▶ [The problem]: Identify each line in the records below that contains the word "index", and copy it.

Extracted data entries
:::
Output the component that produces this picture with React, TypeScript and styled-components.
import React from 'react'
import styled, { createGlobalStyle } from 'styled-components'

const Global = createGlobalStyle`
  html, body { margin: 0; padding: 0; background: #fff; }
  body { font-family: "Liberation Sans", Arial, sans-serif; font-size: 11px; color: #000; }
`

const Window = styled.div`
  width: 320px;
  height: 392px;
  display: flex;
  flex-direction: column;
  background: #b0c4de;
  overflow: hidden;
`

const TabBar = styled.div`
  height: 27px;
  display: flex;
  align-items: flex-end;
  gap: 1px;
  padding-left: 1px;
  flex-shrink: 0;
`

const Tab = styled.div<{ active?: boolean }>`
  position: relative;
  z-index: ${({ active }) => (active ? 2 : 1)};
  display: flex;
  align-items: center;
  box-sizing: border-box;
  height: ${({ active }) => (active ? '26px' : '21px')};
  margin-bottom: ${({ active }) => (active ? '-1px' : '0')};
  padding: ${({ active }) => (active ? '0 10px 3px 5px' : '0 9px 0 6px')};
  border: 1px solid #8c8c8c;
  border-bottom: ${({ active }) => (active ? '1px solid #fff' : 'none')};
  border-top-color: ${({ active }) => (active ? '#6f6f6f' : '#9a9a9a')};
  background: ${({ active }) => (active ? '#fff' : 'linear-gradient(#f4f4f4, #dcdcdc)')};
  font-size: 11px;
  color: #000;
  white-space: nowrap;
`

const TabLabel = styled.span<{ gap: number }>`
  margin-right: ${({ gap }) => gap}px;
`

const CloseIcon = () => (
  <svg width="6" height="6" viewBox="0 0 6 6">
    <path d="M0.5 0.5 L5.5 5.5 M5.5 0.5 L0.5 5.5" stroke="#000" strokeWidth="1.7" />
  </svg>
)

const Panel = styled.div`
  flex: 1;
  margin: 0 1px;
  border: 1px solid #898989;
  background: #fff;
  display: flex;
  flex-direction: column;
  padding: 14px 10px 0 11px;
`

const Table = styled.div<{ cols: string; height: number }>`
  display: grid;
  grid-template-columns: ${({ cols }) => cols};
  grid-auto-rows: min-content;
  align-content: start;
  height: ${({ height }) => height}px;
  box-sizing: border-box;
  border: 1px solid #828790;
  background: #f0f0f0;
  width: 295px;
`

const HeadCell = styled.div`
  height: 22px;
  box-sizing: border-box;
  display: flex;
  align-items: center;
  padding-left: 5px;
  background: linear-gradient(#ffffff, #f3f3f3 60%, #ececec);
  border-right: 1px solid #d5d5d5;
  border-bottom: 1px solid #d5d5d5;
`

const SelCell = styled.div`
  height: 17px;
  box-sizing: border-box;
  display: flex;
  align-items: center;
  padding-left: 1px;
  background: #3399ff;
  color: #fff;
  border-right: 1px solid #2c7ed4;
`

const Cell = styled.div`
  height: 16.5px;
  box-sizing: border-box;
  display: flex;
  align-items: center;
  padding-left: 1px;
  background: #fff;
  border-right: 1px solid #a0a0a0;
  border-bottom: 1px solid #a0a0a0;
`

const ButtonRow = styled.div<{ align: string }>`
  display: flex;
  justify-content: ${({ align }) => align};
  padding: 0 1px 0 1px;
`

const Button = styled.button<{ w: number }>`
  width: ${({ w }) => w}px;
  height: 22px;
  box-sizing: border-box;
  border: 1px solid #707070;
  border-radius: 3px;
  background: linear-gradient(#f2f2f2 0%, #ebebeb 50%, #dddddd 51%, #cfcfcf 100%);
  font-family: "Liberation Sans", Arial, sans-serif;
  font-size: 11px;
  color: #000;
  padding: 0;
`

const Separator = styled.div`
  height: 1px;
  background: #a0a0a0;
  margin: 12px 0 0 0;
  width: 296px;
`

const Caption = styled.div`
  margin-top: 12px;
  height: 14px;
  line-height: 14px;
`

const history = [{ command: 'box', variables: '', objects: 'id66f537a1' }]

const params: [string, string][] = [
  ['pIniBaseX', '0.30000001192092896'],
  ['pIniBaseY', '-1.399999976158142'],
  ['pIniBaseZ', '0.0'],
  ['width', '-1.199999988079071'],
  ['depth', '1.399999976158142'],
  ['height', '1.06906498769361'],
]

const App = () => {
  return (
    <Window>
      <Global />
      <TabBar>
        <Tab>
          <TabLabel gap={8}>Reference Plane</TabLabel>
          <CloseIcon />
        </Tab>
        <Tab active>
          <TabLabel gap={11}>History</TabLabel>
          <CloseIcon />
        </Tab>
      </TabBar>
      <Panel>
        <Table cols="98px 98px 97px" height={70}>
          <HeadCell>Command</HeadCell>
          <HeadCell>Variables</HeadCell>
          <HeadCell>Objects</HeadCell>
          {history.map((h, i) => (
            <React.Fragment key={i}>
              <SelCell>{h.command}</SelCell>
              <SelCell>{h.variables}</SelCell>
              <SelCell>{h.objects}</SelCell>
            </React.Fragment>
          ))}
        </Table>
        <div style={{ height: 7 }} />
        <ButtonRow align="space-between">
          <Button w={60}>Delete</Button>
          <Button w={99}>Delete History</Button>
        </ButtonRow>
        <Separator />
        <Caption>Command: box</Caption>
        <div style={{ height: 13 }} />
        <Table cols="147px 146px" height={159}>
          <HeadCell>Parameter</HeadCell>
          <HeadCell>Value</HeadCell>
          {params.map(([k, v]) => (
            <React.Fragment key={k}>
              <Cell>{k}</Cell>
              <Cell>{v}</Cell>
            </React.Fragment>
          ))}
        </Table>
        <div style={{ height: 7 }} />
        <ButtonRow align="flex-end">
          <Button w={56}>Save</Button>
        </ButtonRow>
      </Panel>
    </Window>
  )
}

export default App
:::
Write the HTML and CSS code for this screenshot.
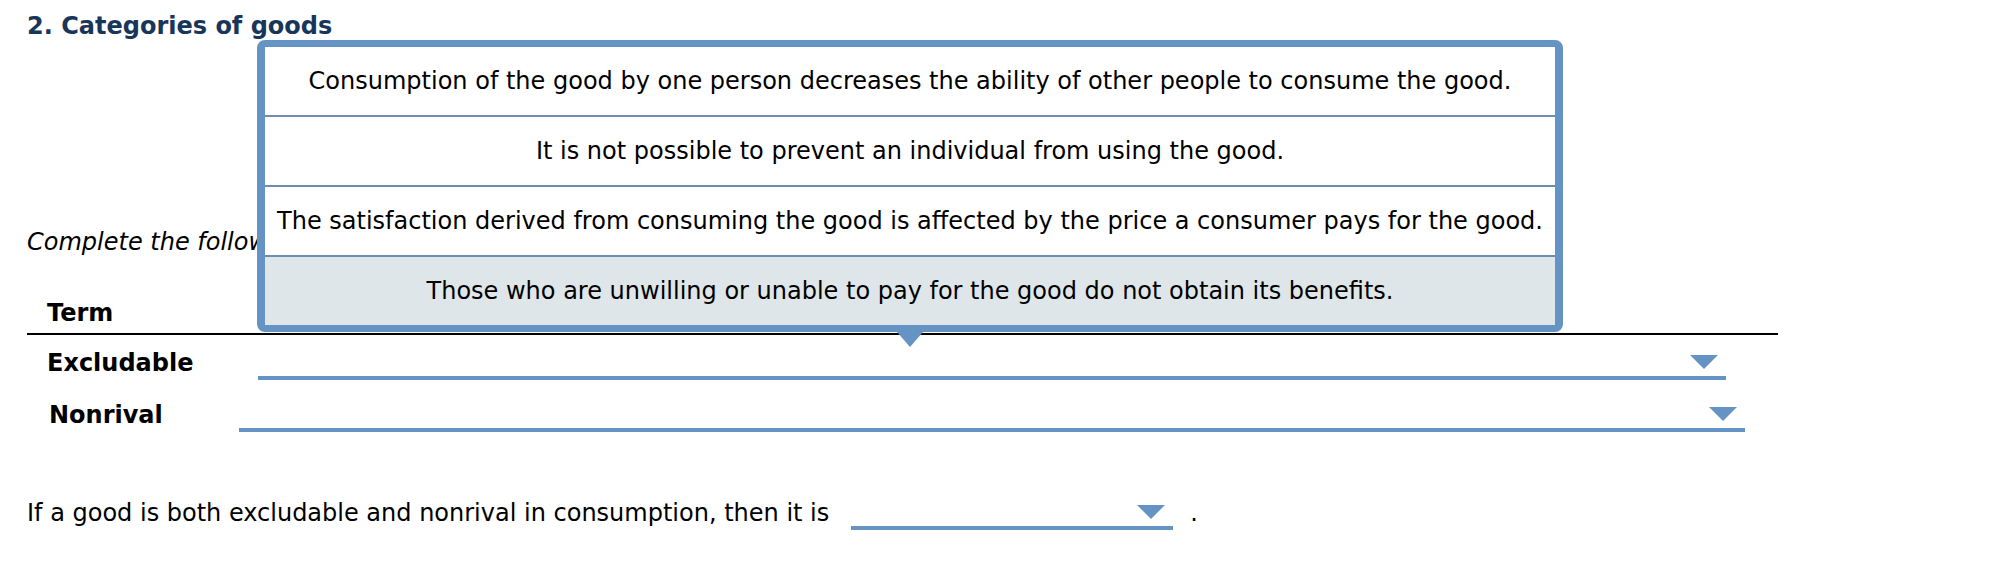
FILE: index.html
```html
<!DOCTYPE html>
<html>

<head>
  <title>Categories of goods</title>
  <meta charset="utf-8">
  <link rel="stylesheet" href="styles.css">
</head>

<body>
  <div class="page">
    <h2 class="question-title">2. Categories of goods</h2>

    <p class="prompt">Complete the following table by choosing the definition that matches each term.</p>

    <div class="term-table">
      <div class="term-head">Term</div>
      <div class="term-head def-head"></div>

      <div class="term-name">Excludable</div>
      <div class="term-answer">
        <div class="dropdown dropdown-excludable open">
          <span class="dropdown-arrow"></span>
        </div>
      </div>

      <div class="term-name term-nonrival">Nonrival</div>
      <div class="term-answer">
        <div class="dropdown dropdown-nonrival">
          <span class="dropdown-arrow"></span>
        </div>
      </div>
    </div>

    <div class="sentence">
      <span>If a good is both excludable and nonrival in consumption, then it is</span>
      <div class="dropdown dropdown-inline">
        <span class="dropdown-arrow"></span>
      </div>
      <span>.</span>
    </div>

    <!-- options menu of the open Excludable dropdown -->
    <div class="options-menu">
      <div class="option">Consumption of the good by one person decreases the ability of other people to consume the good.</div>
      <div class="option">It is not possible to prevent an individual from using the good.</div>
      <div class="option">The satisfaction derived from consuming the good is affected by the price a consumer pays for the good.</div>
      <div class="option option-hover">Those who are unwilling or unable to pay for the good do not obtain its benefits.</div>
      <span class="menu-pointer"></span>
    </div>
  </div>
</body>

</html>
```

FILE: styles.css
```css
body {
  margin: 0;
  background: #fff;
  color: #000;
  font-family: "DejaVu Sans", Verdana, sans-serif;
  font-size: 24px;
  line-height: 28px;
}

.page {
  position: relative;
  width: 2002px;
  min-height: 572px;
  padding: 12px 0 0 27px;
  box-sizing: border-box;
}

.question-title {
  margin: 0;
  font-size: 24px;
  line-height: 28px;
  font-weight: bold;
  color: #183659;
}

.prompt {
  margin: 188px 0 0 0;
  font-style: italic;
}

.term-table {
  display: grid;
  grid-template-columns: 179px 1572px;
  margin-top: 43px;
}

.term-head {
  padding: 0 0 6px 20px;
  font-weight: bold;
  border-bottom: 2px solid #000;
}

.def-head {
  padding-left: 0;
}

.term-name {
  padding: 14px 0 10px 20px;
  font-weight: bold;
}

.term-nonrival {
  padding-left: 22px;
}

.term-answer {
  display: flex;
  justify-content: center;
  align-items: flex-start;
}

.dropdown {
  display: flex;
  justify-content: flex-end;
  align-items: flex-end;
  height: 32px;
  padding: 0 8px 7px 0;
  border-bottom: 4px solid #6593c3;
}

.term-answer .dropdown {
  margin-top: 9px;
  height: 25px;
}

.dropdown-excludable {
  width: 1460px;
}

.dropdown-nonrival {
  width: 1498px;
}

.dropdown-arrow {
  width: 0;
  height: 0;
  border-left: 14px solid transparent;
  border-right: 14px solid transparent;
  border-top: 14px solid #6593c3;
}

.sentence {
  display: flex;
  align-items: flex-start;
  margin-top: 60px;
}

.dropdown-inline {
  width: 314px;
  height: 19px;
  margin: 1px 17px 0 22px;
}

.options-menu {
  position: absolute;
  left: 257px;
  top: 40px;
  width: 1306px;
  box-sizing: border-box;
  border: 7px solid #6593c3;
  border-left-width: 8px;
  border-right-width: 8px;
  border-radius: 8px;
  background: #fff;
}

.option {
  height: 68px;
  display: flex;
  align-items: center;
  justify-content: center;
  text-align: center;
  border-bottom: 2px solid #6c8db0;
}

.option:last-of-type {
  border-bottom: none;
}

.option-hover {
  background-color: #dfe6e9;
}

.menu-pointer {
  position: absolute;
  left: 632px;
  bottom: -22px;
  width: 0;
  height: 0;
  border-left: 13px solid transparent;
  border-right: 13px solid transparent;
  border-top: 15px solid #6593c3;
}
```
:::
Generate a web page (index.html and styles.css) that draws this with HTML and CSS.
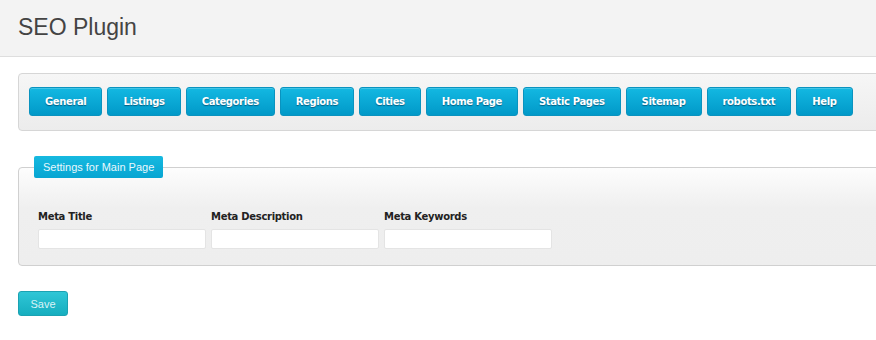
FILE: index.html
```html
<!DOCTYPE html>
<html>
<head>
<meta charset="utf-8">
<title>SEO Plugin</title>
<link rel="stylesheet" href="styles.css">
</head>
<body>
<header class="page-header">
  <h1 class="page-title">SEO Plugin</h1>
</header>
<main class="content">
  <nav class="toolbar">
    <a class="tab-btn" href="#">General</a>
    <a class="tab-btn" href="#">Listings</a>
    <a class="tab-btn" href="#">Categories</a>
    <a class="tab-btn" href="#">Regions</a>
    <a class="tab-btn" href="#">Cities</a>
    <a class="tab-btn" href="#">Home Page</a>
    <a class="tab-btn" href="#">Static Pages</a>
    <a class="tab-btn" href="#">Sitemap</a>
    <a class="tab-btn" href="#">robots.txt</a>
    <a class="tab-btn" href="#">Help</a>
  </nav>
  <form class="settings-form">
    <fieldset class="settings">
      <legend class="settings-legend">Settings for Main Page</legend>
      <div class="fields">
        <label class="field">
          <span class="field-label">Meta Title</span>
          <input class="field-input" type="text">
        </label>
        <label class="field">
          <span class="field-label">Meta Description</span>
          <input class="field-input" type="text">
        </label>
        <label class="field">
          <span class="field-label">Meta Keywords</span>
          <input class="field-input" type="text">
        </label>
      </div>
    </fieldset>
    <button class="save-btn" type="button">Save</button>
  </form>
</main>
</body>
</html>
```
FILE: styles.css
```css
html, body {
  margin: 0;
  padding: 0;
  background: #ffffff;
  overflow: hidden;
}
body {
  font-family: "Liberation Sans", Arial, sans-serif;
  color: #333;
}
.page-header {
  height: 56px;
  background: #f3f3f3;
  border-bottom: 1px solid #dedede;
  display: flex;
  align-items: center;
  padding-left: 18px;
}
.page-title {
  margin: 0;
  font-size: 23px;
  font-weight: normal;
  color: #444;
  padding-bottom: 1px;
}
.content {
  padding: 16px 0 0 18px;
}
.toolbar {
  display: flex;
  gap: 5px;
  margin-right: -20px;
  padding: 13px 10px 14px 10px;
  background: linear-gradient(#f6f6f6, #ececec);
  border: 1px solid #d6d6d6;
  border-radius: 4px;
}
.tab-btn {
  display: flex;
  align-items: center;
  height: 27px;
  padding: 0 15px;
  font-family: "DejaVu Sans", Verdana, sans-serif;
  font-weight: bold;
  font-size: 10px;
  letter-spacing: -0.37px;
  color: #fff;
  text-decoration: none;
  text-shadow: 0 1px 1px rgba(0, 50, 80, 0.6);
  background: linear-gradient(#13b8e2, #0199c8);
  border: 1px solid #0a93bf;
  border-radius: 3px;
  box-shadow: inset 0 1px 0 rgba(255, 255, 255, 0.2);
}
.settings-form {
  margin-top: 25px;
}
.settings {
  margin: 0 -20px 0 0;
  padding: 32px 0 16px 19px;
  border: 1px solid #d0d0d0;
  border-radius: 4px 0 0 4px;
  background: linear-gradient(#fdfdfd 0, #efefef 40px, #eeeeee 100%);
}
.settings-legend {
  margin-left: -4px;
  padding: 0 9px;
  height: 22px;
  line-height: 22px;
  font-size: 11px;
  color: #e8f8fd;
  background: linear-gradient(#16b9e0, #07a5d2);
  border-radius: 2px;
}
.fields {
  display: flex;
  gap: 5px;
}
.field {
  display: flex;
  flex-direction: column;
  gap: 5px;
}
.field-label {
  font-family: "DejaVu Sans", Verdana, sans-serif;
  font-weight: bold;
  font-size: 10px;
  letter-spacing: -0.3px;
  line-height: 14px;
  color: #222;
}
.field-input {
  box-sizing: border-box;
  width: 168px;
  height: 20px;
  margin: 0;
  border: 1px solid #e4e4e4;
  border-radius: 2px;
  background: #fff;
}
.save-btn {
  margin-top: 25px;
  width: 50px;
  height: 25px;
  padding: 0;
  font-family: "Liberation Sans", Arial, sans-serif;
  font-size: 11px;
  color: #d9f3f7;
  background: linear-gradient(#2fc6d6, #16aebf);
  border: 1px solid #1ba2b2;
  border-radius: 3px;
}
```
:::
▶ [Response for this exercise]:
  z-index: ${({ active }) => (active ? 2 : 1)};
FILE: index.html
Generate a web page (index.html and styles.css) that draws this with HTML and CSS.
FILE: index.html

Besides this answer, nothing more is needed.